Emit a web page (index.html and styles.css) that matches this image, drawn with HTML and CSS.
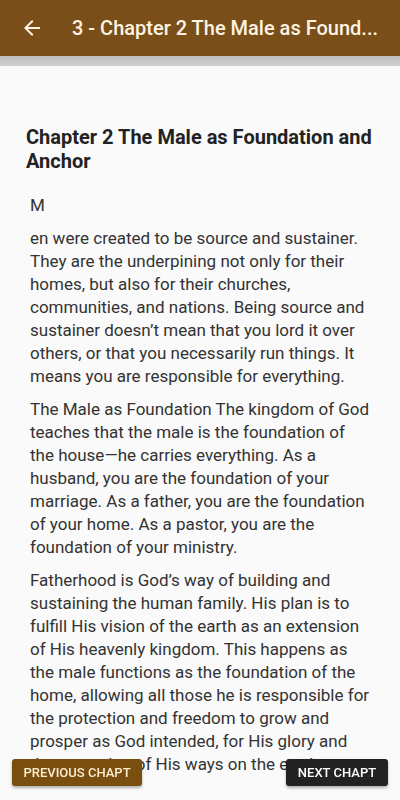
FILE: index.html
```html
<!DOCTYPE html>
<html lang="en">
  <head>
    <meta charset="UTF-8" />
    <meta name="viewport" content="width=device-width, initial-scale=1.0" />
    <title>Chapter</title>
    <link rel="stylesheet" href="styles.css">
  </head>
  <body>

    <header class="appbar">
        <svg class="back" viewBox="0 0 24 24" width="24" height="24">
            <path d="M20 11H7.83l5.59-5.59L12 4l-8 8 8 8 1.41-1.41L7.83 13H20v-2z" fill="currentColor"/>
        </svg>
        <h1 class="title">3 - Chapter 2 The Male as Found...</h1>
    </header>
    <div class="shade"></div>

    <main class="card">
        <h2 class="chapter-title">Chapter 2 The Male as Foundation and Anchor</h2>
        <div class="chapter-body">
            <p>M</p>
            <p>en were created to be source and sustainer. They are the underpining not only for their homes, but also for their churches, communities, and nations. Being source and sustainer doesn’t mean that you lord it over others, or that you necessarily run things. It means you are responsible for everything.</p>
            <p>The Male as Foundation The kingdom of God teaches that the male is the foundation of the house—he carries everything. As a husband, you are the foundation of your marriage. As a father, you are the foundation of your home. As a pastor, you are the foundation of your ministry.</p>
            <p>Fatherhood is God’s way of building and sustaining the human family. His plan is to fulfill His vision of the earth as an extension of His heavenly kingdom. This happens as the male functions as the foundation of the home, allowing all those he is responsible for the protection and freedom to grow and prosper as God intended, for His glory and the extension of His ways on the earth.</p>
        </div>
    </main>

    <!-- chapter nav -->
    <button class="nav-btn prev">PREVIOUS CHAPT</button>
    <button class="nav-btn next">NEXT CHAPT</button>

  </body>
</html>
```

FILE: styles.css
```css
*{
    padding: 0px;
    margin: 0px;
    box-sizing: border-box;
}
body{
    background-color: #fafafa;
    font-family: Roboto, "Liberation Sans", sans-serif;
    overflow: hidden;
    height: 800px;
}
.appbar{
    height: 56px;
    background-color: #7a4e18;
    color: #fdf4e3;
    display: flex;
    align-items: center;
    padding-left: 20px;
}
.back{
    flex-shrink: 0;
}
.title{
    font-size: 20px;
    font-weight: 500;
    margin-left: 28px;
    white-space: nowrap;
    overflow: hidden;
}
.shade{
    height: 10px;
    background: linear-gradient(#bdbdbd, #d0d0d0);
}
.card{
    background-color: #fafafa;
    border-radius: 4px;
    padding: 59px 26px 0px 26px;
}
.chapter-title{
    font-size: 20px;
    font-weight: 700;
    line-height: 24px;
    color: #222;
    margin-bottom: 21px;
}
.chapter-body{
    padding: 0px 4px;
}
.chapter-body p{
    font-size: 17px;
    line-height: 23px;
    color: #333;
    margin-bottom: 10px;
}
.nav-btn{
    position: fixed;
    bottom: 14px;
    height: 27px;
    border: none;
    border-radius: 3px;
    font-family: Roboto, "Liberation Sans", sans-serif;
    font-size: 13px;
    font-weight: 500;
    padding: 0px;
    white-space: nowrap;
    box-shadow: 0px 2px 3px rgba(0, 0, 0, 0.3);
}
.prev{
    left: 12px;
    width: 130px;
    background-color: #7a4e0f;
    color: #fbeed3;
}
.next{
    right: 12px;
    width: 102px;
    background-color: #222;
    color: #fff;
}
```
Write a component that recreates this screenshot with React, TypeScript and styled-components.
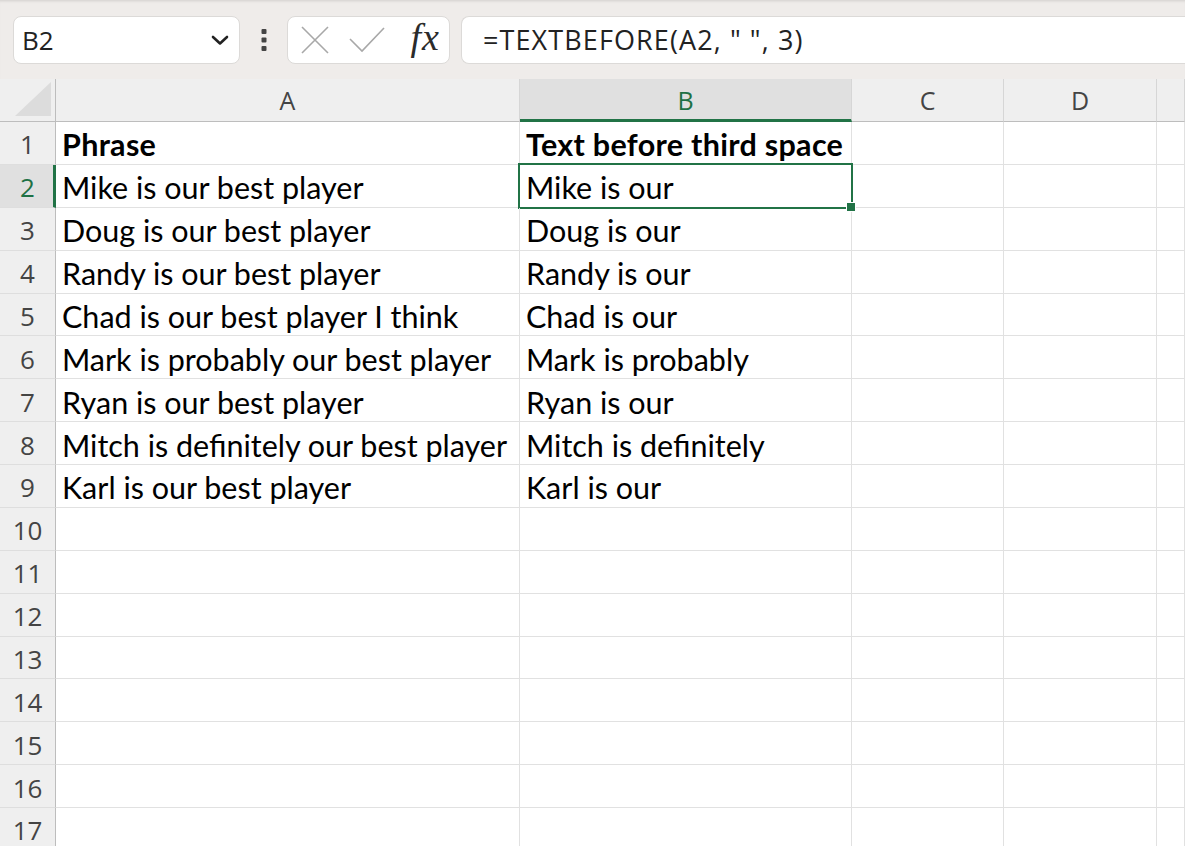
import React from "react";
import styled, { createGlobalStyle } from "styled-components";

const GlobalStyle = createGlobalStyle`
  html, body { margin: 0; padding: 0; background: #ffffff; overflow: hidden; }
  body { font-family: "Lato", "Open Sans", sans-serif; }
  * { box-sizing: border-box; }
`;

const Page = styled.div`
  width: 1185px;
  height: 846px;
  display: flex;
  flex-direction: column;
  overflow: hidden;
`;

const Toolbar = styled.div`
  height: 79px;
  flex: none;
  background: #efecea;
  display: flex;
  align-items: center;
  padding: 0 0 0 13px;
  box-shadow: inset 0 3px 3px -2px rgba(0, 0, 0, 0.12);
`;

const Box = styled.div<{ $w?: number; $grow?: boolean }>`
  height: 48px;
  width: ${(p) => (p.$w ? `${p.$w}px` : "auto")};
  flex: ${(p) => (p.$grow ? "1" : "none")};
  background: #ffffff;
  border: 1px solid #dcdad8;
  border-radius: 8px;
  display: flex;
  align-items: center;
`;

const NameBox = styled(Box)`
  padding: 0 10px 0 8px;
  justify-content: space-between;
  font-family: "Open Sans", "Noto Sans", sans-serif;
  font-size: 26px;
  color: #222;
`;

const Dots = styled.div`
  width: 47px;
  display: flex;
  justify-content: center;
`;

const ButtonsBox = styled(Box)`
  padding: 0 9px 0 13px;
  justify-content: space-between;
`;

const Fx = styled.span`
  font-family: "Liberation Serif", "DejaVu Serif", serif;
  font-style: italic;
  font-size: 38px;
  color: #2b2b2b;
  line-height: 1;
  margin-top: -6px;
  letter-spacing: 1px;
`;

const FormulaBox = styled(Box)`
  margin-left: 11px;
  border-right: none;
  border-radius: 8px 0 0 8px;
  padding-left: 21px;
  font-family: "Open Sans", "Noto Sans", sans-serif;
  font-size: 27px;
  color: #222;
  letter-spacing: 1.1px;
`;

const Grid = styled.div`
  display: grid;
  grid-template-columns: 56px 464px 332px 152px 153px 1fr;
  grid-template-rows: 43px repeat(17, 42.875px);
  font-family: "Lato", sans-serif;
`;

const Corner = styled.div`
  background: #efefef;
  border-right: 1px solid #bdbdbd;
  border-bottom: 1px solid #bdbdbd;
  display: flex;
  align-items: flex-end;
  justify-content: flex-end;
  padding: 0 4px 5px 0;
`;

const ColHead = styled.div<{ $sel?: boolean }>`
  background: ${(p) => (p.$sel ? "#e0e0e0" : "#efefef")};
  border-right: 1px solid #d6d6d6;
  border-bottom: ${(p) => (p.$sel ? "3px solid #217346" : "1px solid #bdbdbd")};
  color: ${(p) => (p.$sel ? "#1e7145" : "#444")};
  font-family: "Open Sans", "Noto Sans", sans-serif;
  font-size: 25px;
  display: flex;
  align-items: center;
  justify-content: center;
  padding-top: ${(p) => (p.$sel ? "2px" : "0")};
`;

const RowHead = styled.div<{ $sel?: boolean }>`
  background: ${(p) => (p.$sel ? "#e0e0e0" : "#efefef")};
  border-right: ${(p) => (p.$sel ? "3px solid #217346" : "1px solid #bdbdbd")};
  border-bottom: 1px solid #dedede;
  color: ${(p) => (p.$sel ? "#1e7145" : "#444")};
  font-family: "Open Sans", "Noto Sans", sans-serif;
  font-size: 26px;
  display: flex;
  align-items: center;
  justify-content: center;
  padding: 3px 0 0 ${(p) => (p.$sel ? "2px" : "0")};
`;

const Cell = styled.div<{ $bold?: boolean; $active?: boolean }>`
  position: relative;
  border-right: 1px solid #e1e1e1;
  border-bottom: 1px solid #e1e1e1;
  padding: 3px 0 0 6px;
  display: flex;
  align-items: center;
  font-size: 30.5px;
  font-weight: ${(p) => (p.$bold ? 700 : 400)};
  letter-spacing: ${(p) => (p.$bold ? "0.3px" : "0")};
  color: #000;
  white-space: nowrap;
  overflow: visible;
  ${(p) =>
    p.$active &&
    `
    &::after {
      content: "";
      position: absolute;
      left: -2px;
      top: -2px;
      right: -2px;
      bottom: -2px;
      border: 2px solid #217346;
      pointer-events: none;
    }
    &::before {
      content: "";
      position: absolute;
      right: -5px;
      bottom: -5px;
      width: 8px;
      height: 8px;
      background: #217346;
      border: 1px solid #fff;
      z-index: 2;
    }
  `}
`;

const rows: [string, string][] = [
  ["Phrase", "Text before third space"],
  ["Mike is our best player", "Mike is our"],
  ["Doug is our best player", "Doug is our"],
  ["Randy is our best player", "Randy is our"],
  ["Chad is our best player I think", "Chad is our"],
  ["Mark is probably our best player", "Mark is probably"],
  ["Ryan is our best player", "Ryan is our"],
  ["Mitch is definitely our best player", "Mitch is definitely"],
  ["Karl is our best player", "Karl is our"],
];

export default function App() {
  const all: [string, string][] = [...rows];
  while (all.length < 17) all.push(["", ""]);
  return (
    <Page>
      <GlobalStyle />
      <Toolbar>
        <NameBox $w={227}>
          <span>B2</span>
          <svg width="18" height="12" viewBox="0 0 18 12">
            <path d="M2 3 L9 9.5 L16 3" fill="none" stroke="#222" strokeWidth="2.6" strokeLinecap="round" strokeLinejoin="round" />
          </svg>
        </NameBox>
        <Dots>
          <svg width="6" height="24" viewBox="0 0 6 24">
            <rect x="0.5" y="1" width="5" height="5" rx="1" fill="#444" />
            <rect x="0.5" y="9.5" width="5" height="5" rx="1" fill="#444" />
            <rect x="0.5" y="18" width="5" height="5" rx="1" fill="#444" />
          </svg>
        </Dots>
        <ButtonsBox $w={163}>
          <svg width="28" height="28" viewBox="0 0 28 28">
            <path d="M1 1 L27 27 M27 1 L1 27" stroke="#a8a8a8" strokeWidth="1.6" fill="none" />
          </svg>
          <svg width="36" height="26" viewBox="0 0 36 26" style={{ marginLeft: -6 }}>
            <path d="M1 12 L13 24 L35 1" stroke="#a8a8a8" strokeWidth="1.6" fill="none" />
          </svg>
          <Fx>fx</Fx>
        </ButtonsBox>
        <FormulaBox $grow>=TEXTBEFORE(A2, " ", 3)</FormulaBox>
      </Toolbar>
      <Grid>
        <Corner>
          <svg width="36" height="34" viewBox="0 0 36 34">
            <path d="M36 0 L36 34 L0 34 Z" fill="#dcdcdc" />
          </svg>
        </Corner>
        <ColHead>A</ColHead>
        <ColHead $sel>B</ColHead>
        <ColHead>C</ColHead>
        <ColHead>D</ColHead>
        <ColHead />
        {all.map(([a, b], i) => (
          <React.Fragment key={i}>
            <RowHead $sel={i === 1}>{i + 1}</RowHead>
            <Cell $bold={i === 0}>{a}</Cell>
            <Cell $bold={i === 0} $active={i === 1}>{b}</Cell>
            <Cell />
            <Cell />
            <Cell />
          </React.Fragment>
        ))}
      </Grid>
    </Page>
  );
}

○ ○ ○ ○ ○ ○ ○

REQUIRED TASK — Track down the lines that include the word "React" and copy them.

OUTPUT FOR THIS TASK —
Write a component that recreates this screenshot with React, TypeScript and styled-components.
import React from "react";
          <React.Fragment key={i}>
          </React.Fragment>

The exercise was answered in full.